Looking back on the former mayor as his political career in Pennsylvania nears its end.


FOOD AND FOOTBALL


• Bob Brady:
Whenever he’s at an event, he takes a plate to go — I wonder if he has cellophane in his suit pockets. When he’s working a room, he thinks nothing of putting his fingers in plates, tasting food. Him and food and hands have a great relationship.

• Dawn Dugan: I remember a Christmas party at the White House when Clinton was president — Ed was eating lamb chops and licking his fingers. The gossip columnist Cindy Adams, from the New York Post, was there — Ed was greasy as hell from the lamb chops, and he shook her hand, and she would have liked to die.

• Bob Brady: He doesn’t own a knife or fork or spoon.

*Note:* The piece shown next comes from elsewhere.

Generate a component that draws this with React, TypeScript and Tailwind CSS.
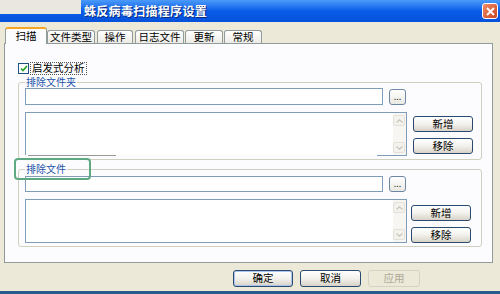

I’ve never seen him eat with utensils. Four eggs, home fries, sausage, triple-order bacon, everything on one plate, half a bottle of ketchup—and he eats it with his hands.

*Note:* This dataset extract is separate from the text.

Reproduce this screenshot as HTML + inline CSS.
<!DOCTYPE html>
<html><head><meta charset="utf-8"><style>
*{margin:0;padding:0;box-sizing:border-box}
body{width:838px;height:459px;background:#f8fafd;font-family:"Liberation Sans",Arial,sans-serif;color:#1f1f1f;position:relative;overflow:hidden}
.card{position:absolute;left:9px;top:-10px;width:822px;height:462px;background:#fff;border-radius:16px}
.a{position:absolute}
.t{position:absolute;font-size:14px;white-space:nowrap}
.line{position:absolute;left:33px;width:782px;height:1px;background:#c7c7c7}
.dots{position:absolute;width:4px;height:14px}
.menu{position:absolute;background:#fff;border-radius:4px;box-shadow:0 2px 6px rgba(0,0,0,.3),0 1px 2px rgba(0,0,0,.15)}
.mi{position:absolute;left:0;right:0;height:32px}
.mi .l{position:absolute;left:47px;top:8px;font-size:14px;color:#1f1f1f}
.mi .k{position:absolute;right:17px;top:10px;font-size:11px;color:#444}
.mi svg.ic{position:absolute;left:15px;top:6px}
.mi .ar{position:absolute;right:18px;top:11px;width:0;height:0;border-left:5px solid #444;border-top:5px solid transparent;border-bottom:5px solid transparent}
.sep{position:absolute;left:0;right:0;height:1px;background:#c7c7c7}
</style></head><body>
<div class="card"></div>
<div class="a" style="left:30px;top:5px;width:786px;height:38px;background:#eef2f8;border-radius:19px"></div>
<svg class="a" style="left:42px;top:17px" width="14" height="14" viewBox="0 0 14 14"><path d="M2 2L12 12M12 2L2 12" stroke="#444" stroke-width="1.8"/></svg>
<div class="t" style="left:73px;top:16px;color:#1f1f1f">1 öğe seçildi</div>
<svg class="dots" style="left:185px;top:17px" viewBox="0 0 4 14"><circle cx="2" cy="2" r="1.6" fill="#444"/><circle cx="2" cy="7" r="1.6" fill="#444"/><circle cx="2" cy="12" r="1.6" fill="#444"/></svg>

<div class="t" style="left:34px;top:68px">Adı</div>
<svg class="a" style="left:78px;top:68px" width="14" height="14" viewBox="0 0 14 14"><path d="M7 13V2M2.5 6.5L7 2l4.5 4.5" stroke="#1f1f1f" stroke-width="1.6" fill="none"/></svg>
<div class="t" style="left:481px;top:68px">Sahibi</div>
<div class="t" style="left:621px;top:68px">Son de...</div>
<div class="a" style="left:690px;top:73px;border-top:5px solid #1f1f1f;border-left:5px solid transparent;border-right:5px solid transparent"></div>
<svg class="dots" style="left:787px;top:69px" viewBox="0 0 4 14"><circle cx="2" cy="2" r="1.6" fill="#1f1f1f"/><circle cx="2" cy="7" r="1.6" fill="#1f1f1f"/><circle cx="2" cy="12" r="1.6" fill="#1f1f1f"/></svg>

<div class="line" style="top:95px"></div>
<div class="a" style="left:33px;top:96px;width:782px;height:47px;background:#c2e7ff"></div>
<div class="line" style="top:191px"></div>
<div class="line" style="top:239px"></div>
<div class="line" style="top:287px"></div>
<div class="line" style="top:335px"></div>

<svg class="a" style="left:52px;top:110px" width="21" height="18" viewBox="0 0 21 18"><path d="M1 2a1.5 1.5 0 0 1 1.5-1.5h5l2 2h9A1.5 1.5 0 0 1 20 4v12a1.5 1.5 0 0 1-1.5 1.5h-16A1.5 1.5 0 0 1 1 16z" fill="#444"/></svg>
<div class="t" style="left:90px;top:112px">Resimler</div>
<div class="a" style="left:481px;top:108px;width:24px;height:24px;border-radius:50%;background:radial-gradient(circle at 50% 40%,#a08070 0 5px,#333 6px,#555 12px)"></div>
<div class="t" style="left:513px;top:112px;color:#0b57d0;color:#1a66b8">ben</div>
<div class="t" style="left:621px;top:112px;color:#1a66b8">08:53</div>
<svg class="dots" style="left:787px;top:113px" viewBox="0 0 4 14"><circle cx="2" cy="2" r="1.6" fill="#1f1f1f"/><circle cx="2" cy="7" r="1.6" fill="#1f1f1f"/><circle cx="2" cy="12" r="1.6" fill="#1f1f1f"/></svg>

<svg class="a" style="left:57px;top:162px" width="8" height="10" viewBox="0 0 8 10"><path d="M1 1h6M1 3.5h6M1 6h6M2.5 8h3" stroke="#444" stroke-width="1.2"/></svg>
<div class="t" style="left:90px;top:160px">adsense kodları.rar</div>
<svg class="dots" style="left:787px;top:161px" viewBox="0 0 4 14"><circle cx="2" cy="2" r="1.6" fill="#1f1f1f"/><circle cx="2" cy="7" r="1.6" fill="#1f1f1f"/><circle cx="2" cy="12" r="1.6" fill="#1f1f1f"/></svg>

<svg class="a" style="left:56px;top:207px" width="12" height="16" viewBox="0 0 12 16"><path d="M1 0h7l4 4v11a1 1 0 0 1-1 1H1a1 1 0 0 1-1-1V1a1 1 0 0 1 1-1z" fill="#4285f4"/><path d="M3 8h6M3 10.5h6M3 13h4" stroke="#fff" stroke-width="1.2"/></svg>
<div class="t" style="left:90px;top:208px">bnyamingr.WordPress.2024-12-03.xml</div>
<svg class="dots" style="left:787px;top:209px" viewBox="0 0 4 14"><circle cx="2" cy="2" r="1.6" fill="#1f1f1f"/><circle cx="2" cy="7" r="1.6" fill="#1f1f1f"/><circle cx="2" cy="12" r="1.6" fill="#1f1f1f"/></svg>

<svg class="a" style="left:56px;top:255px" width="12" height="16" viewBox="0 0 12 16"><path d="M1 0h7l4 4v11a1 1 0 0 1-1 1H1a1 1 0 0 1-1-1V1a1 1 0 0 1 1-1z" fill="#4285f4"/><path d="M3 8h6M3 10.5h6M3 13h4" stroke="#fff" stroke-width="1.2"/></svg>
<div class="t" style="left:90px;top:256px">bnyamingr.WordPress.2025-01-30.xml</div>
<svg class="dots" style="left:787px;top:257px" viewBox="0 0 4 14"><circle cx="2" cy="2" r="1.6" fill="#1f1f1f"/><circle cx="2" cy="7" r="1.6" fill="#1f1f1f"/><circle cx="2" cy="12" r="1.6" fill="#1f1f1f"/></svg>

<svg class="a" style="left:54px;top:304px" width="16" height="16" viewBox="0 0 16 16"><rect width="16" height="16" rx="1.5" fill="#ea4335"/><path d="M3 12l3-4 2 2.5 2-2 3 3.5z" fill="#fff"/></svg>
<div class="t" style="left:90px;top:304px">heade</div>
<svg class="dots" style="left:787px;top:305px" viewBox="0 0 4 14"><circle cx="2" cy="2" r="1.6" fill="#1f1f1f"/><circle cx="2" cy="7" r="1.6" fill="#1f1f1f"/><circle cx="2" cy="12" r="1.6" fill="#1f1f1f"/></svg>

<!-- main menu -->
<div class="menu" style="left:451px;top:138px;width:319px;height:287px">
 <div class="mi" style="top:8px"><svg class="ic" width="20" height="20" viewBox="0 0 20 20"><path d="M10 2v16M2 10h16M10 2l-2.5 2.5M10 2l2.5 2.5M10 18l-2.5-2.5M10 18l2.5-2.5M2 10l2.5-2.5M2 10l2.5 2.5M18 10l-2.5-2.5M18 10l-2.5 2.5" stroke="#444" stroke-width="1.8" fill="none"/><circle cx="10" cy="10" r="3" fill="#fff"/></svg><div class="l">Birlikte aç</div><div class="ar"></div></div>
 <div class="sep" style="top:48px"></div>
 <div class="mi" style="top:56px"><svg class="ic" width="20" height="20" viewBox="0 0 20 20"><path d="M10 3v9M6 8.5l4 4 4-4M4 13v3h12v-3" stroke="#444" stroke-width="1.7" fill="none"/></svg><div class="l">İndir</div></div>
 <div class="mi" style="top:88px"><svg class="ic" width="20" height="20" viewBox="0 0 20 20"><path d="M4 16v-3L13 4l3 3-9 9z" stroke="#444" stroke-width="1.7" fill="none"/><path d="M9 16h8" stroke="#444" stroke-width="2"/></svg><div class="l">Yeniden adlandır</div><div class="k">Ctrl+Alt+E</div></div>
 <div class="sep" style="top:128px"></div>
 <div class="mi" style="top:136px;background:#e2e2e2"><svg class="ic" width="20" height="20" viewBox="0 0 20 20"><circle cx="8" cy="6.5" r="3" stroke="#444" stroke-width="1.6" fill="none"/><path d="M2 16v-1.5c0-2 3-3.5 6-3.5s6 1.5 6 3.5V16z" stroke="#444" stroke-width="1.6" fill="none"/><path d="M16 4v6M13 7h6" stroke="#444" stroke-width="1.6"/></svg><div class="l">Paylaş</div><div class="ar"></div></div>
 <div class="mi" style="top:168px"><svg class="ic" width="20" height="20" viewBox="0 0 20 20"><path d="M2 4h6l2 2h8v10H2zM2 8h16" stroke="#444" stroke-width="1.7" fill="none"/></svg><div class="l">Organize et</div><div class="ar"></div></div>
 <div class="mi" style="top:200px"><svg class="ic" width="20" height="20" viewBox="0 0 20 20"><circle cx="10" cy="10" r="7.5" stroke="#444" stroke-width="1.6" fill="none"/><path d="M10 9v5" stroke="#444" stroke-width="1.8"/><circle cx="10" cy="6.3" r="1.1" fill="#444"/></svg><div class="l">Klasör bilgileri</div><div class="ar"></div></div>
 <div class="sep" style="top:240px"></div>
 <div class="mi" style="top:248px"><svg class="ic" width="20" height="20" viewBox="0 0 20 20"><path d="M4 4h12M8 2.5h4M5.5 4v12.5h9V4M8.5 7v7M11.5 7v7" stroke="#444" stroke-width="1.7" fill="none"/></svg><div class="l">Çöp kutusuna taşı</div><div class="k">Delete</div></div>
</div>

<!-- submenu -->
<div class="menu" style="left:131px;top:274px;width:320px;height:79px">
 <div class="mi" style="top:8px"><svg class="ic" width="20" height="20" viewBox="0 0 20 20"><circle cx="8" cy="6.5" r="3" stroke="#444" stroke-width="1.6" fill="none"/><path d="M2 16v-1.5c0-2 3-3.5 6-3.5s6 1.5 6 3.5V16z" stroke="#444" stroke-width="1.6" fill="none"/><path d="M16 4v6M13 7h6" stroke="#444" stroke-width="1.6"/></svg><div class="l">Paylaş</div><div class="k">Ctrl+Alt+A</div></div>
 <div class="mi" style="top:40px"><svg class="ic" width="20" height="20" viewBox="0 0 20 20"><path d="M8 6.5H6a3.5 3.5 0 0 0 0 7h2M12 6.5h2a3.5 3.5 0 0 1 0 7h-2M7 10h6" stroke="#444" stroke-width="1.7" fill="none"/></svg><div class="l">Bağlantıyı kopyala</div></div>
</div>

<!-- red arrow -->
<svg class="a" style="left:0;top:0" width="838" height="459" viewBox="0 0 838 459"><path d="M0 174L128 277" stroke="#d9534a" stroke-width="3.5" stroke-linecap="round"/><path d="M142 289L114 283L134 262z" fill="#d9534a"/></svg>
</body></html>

• Josh Shapiro, state legislator, Montgomery County: In my first campaign, he did a fund-raiser for me. And he came in, and he went right for the shrimp platter. And he was enjoying the shrimp immensely. He ended up having cocktail sauce on his fingers, and I watched him lean up against the wall of this gorgeous house, and he managed to get cocktail sauce on the wall. Then he started talking, and he realized what he had done. And while he was addressing everyone, he just reached out and wiped the sauce off the wall.

• Bob Brady:
I’ve seen him with Bill Clinton, eating ribs, getting them all over himself, his tie. Does it all the time. He took a whole prime rib in a napkin from Prime Rib and ate it on his way back to Harrisburg.

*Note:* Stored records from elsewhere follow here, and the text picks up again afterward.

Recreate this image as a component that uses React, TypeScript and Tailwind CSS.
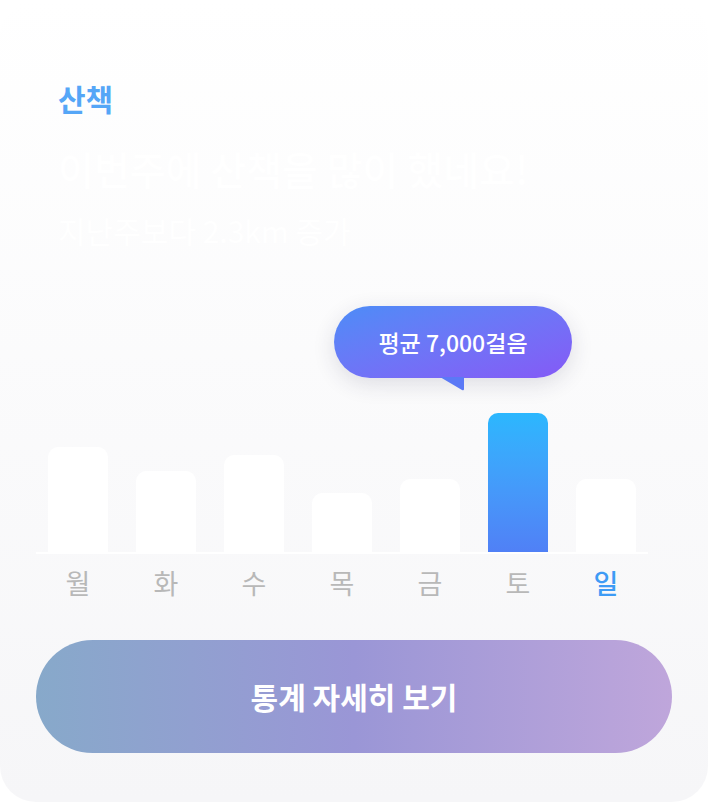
import React from "react";

interface Bar {
  day: string;
  height: number;
  active?: boolean;
  today?: boolean;
}

const bars: Bar[] = [
  { day: "월", height: 105 },
  { day: "화", height: 81 },
  { day: "수", height: 97 },
  { day: "목", height: 59 },
  { day: "금", height: 73 },
  { day: "토", height: 139, active: true },
  { day: "일", height: 73, today: true },
];

const font = { fontFamily: '"Noto Sans CJK KR", "Noto Sans", sans-serif' };

const Tooltip: React.FC = () => (
  <div className="absolute left-[298px] top-[16px]">
    <div className="relative flex h-[72px] w-[238px] items-center justify-center rounded-full bg-linear-to-br from-[#4b8cf7] to-[#8459f6] shadow-[0_6px_22px_rgba(40,40,80,0.14)]">
      <span className="text-[23px] font-medium leading-none text-white">
        평균 7,000걸음
      </span>
    </div>
    <svg
      className="absolute left-[106px] top-[71px]"
      width="26"
      height="15"
      viewBox="0 0 26 15"
    >
      <path d="M0 0 L24 0 L24 12 Q24 14 22 13 Z" fill="#5b79f6" />
    </svg>
  </div>
);

const WalkCard: React.FC = () => {
  return (
    <div
      className="flex h-[802px] w-full flex-col rounded-[36px] bg-linear-to-b from-white to-[#f6f6f8] px-9 pt-[80px]"
      style={font}
    >
      <div className="pl-[22px]">
        <p className="text-[30px] font-bold leading-[36px] text-[#55a6f7]">산책</p>
        <p className="mt-[30px] text-[39px] font-medium leading-[44px] text-white">
          이번주에 산책을 많이 했네요!
        </p>
        <p className="mt-[22px] text-[30px] leading-[36px] text-white">
          지난주보다 2.3km 증가
        </p>
      </div>

      <div className="relative mt-[42px] w-[612px]">
        <div className="flex h-[262px] items-end gap-[28px] px-3">
          {bars.map((bar) => (
            <div
              key={bar.day}
              className={
                bar.active
                  ? "w-[60px] rounded-t-[10px] bg-linear-to-b from-[#2bb7fe] to-[#5080f6]"
                  : "w-[60px] rounded-t-[10px] bg-white"
              }
              style={{ height: bar.height }}
            />
          ))}
        </div>
        <div className="h-[2px] bg-white" />
        <div className="mt-[13px] flex gap-[28px] px-3">
          {bars.map((bar) => (
            <span
              key={bar.day}
              className={
                bar.today
                  ? "w-[60px] text-center text-[27px] font-medium leading-[32px] text-[#3e9bf5]"
                  : "w-[60px] text-center text-[27px] leading-[32px] text-[#b8b8b8]"
              }
            >
              {bar.day}
            </span>
          ))}
        </div>
        <Tooltip />
      </div>

      <button className="mt-[41px] flex h-[113px] w-full items-center justify-center rounded-full bg-linear-to-r from-[#87a9ca] via-[#9a96d6] to-[#bfa6db]">
        <span className="text-[30px] font-bold text-white">통계 자세히 보기</span>
      </button>
    </div>
  );
};

export default function App() {
  return (
    <div className="bg-white">
      <WalkCard />
    </div>
  );
}
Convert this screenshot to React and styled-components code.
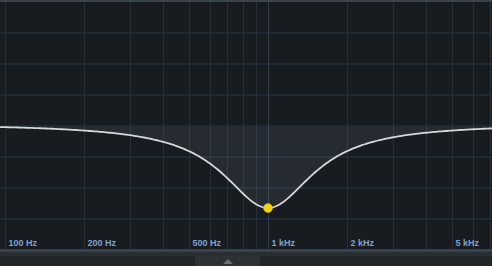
import React from 'react'
import styled, { createGlobalStyle } from 'styled-components'

const GlobalStyle = createGlobalStyle`
  html, body {
    margin: 0;
    padding: 0;
    background: #222528;
  }
  body {
    font-family: "Liberation Sans", Arial, sans-serif;
  }
`

const WIDTH = 492
const HEIGHT = 249
const ZERO_Y = 127
const DEPTH = 81
const CENTER_X = 268
const WIDTH_PX = 55

const freqX = f => 5 + 263 * Math.log10(f / 100)

const gridFreqs = [
  100, 200, 300, 400, 500, 600, 700, 800, 900,
  1000, 2000, 3000, 4000, 5000, 6000, 7000
]
const labels = [
  { f: 100, text: '100 Hz' },
  { f: 200, text: '200 Hz' },
  { f: 500, text: '500 Hz' },
  { f: 1000, text: '1 kHz' },
  { f: 2000, text: '2 kHz' },
  { f: 5000, text: '5 kHz' }
]
const rows = [32, 63, 94, 125, 156, 187, 218]

const curveY = x => {
  const d = (x - CENTER_X) / WIDTH_PX
  const l = 1 / (1 + d * d)
  return ZERO_Y + DEPTH * Math.max(0, (l - 0.04) / 0.96)
}

const buildCurve = () => {
  const pts = []
  for (let x = 0; x <= WIDTH; x += 2) pts.push(`${x},${curveY(x).toFixed(2)}`)
  return pts
}

const Graph = () => {
  const pts = buildCurve()
  const line = 'M' + pts.join(' L')
  const area = `M0,${ZERO_Y} L${pts.join(' L')} L${WIDTH},${ZERO_Y} Z`
  return (
    <GraphSvg width={WIDTH} height={HEIGHT} viewBox={`0 0 ${WIDTH} ${HEIGHT}`}>
      {rows.map(y => (
        <rect key={y} x="0" y={y} width={WIDTH} height="2" fill="#1e2a36" />
      ))}
      {gridFreqs.map(f => {
        const x = Math.round(freqX(f)) + 0.5
        return (
          <line
            key={f}
            x1={x}
            x2={x}
            y1="0"
            y2={HEIGHT}
            stroke={f === 1000 ? '#2e3d4b' : '#272f37'}
            strokeWidth="1"
          />
        )
      })}
      <path d={area} fill="rgba(190, 205, 220, 0.09)" />
      <path d={line} fill="none" stroke="#d4d8dc" strokeWidth="1.8" />
      <circle cx={CENTER_X} cy={ZERO_Y + DEPTH} r="4.5" fill="#f7d417" stroke="#c9a600" strokeWidth="0.6" />
      {labels.map(l => (
        <FreqLabel key={l.text} x={Math.round(freqX(l.f)) + 3.5} y="246">
          {l.text}
        </FreqLabel>
      ))}
    </GraphSvg>
  )
}

const App = () => (
  <>
    <GlobalStyle />
    <Panel>
      <Graph />
      <ScrollStrip />
      <Footer>
        <FooterBand />
        <Track>
          <Tab>
            <Arrow />
          </Tab>
        </Track>
      </Footer>
    </Panel>
  </>
)

export default App

const Panel = styled.div`
  display: flex;
  flex-direction: column;
  width: 492px;
  height: 266px;
  background: #181c20;
  border-top: 2px solid #3a444e;
  box-sizing: border-box;
  overflow: hidden;
`
const GraphSvg = styled.svg`
  display: block;
  flex: none;
  margin-top: -2px;
  background: #181c20;
`
const FreqLabel = styled.text`
  font-family: "Liberation Sans", Arial, sans-serif;
  font-size: 9px;
  font-weight: 700;
  fill: #7ca2d0;
`
const ScrollStrip = styled.div`
  height: 3px;
  flex: none;
  background: #34434f;
`
const Footer = styled.div`
  flex: 1;
  display: flex;
  flex-direction: column;
`
const FooterBand = styled.div`
  height: 4px;
  flex: none;
  background: #2b2e31;
`
const Track = styled.div`
  flex: 1;
  display: flex;
  background: #222528;
  padding-left: 195px;
`
const Tab = styled.div`
  width: 65px;
  background: #2e3134;
  display: flex;
  justify-content: center;
  align-items: flex-start;
  padding-top: 3px;
  box-sizing: border-box;
`
const Arrow = styled.div`
  width: 0;
  height: 0;
  border-left: 5px solid transparent;
  border-right: 5px solid transparent;
  border-bottom: 5px solid #6a6e72;
`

• Tigre Hill, Philadelphia filmmaker: You hear stories about Ed Rendell — he can be the most charming guy in the world, but he can be moody. We were setting up for an interview for my new film. He sits down and says, “I don’t know how much time you thought you could have, but I’ve only got 15 minutes.” I have a photographer clicking pictures, and he says, “You gotta stop the pictures.” He was being difficult in every way. We were waiting for the camera to be ready, and I said, “Before we start, how do you think the Eagles are going to do this weekend?” His mood changed completely. He went on this long thing about what they need to do, how they can get it done. After that, I went into a question about the Faulkner murder. It ended up being one of the best interviews in the film. He gave me a full hour. Then he took more pictures.